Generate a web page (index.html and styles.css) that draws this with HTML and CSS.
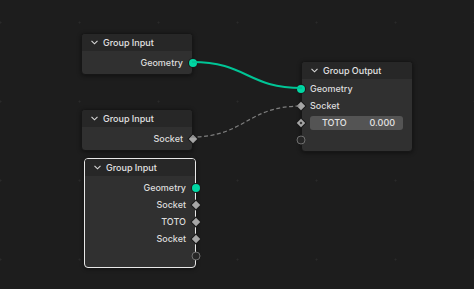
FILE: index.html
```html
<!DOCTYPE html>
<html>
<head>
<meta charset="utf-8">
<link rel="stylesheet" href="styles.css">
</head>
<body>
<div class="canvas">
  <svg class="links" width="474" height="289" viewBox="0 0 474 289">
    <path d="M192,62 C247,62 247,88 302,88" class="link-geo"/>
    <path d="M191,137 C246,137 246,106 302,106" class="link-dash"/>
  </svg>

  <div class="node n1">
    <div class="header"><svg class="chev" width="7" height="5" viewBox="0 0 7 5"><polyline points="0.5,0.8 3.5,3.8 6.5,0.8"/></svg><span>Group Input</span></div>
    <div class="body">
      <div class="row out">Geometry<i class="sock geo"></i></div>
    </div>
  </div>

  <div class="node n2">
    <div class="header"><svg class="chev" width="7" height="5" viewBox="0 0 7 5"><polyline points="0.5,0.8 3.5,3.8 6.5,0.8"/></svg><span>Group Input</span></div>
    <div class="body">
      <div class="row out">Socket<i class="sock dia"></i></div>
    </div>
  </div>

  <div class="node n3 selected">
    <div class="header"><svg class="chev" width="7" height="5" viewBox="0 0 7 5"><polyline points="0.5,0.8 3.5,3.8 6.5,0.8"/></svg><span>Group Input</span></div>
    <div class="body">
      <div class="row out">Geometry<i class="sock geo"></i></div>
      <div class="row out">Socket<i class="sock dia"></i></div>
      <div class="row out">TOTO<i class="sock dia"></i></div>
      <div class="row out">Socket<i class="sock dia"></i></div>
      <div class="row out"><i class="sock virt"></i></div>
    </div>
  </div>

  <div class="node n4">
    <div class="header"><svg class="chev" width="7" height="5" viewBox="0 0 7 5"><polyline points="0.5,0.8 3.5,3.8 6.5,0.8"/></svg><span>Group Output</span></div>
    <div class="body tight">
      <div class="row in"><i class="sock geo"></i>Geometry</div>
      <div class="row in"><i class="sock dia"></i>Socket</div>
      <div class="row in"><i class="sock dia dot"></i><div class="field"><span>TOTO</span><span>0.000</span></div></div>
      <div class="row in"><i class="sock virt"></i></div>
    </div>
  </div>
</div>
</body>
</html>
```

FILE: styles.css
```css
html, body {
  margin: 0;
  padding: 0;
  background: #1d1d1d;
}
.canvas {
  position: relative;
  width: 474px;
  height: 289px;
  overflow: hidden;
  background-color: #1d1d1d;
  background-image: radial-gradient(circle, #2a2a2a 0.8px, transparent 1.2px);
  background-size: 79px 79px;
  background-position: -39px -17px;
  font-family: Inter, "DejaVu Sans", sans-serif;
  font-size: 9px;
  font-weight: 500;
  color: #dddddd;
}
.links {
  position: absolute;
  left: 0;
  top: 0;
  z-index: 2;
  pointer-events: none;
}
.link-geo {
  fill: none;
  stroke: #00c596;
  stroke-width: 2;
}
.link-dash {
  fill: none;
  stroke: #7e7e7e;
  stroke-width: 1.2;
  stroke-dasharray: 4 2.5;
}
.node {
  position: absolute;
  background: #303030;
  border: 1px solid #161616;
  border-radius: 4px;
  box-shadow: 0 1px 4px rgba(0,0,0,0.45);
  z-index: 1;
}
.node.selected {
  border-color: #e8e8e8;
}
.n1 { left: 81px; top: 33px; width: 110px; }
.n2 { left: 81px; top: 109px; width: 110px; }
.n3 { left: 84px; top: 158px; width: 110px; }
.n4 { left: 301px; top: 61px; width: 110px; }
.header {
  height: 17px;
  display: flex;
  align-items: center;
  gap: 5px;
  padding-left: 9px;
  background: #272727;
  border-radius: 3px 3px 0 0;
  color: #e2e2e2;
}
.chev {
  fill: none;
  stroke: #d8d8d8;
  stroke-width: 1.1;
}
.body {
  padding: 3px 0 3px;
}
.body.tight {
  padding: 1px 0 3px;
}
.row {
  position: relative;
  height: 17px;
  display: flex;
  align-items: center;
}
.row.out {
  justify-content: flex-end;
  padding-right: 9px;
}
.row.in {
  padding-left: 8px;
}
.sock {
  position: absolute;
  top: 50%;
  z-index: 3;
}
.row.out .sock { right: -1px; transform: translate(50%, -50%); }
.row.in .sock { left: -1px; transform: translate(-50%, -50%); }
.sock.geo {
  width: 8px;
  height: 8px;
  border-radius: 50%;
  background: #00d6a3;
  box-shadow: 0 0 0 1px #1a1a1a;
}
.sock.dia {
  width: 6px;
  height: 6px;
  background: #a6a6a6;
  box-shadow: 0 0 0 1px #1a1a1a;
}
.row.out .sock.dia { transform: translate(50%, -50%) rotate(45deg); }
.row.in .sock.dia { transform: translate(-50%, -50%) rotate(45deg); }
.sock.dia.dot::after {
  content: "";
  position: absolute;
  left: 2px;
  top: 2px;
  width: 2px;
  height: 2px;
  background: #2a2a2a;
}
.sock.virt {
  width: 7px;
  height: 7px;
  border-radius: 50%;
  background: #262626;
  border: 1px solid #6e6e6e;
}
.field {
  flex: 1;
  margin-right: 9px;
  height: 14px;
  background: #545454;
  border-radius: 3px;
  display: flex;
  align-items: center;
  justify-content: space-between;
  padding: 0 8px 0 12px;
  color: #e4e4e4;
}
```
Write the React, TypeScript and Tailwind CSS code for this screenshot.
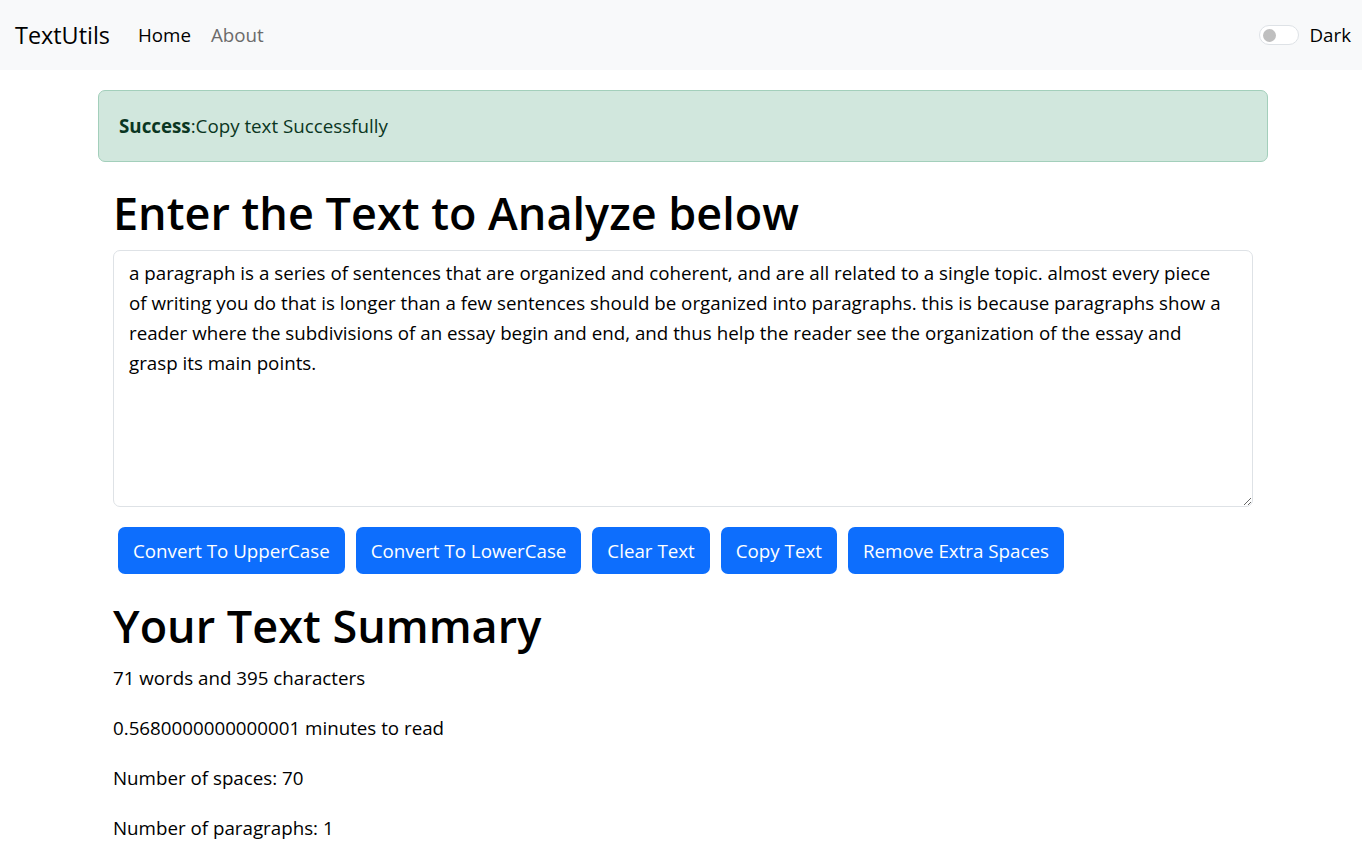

++++

Set problem:
Repeat each record exactly as shown above, dropping all images.

Answer in full:
Generate a web page (index.html and styles.css) that draws this with HTML and CSS.
FILE: index.html
```html
<!DOCTYPE html>
<html>
<head>
<meta charset="utf-8">
<link rel="stylesheet" href="styles.css">
</head>
<body>
<div class="canvas">
  <svg class="links" width="474" height="289" viewBox="0 0 474 289">
    <path d="M192,62 C247,62 247,88 302,88" class="link-geo"/>
    <path d="M191,137 C246,137 246,106 302,106" class="link-dash"/>
  </svg>

  <div class="node n1">
    <div class="header"><svg class="chev" width="7" height="5" viewBox="0 0 7 5"><polyline points="0.5,0.8 3.5,3.8 6.5,0.8"/></svg><span>Group Input</span></div>
    <div class="body">
      <div class="row out">Geometry<i class="sock geo"></i></div>
    </div>
  </div>

  <div class="node n2">
    <div class="header"><svg class="chev" width="7" height="5" viewBox="0 0 7 5"><polyline points="0.5,0.8 3.5,3.8 6.5,0.8"/></svg><span>Group Input</span></div>
    <div class="body">
      <div class="row out">Socket<i class="sock dia"></i></div>
    </div>
  </div>

  <div class="node n3 selected">
    <div class="header"><svg class="chev" width="7" height="5" viewBox="0 0 7 5"><polyline points="0.5,0.8 3.5,3.8 6.5,0.8"/></svg><span>Group Input</span></div>
    <div class="body">
      <div class="row out">Geometry<i class="sock geo"></i></div>
      <div class="row out">Socket<i class="sock dia"></i></div>
      <div class="row out">TOTO<i class="sock dia"></i></div>
      <div class="row out">Socket<i class="sock dia"></i></div>
      <div class="row out"><i class="sock virt"></i></div>
    </div>
  </div>

  <div class="node n4">
    <div class="header"><svg class="chev" width="7" height="5" viewBox="0 0 7 5"><polyline points="0.5,0.8 3.5,3.8 6.5,0.8"/></svg><span>Group Output</span></div>
    <div class="body tight">
      <div class="row in"><i class="sock geo"></i>Geometry</div>
      <div class="row in"><i class="sock dia"></i>Socket</div>
      <div class="row in"><i class="sock dia dot"></i><div class="field"><span>TOTO</span><span>0.000</span></div></div>
      <div class="row in"><i class="sock virt"></i></div>
    </div>
  </div>
</div>
</body>
</html>
```

FILE: styles.css
```css
html, body {
  margin: 0;
  padding: 0;
  background: #1d1d1d;
}
.canvas {
  position: relative;
  width: 474px;
  height: 289px;
  overflow: hidden;
  background-color: #1d1d1d;
  background-image: radial-gradient(circle, #2a2a2a 0.8px, transparent 1.2px);
  background-size: 79px 79px;
  background-position: -39px -17px;
  font-family: Inter, "DejaVu Sans", sans-serif;
  font-size: 9px;
  font-weight: 500;
  color: #dddddd;
}
.links {
  position: absolute;
  left: 0;
  top: 0;
  z-index: 2;
  pointer-events: none;
}
.link-geo {
  fill: none;
  stroke: #00c596;
  stroke-width: 2;
}
.link-dash {
  fill: none;
  stroke: #7e7e7e;
  stroke-width: 1.2;
  stroke-dasharray: 4 2.5;
}
.node {
  position: absolute;
  background: #303030;
  border: 1px solid #161616;
  border-radius: 4px;
  box-shadow: 0 1px 4px rgba(0,0,0,0.45);
  z-index: 1;
}
.node.selected {
  border-color: #e8e8e8;
}
.n1 { left: 81px; top: 33px; width: 110px; }
.n2 { left: 81px; top: 109px; width: 110px; }
.n3 { left: 84px; top: 158px; width: 110px; }
.n4 { left: 301px; top: 61px; width: 110px; }
.header {
  height: 17px;
  display: flex;
  align-items: center;
  gap: 5px;
  padding-left: 9px;
  background: #272727;
  border-radius: 3px 3px 0 0;
  color: #e2e2e2;
}
.chev {
  fill: none;
  stroke: #d8d8d8;
  stroke-width: 1.1;
}
.body {
  padding: 3px 0 3px;
}
.body.tight {
  padding: 1px 0 3px;
}
.row {
  position: relative;
  height: 17px;
  display: flex;
  align-items: center;
}
.row.out {
  justify-content: flex-end;
  padding-right: 9px;
}
.row.in {
  padding-left: 8px;
}
.sock {
  position: absolute;
  top: 50%;
  z-index: 3;
}
.row.out .sock { right: -1px; transform: translate(50%, -50%); }
.row.in .sock { left: -1px; transform: translate(-50%, -50%); }
.sock.geo {
  width: 8px;
  height: 8px;
  border-radius: 50%;
  background: #00d6a3;
  box-shadow: 0 0 0 1px #1a1a1a;
}
.sock.dia {
  width: 6px;
  height: 6px;
  background: #a6a6a6;
  box-shadow: 0 0 0 1px #1a1a1a;
}
.row.out .sock.dia { transform: translate(50%, -50%) rotate(45deg); }
.row.in .sock.dia { transform: translate(-50%, -50%) rotate(45deg); }
.sock.dia.dot::after {
  content: "";
  position: absolute;
  left: 2px;
  top: 2px;
  width: 2px;
  height: 2px;
  background: #2a2a2a;
}
.sock.virt {
  width: 7px;
  height: 7px;
  border-radius: 50%;
  background: #262626;
  border: 1px solid #6e6e6e;
}
.field {
  flex: 1;
  margin-right: 9px;
  height: 14px;
  background: #545454;
  border-radius: 3px;
  display: flex;
  align-items: center;
  justify-content: space-between;
  padding: 0 8px 0 12px;
  color: #e4e4e4;
}
```
Write the React, TypeScript and Tailwind CSS code for this screenshot.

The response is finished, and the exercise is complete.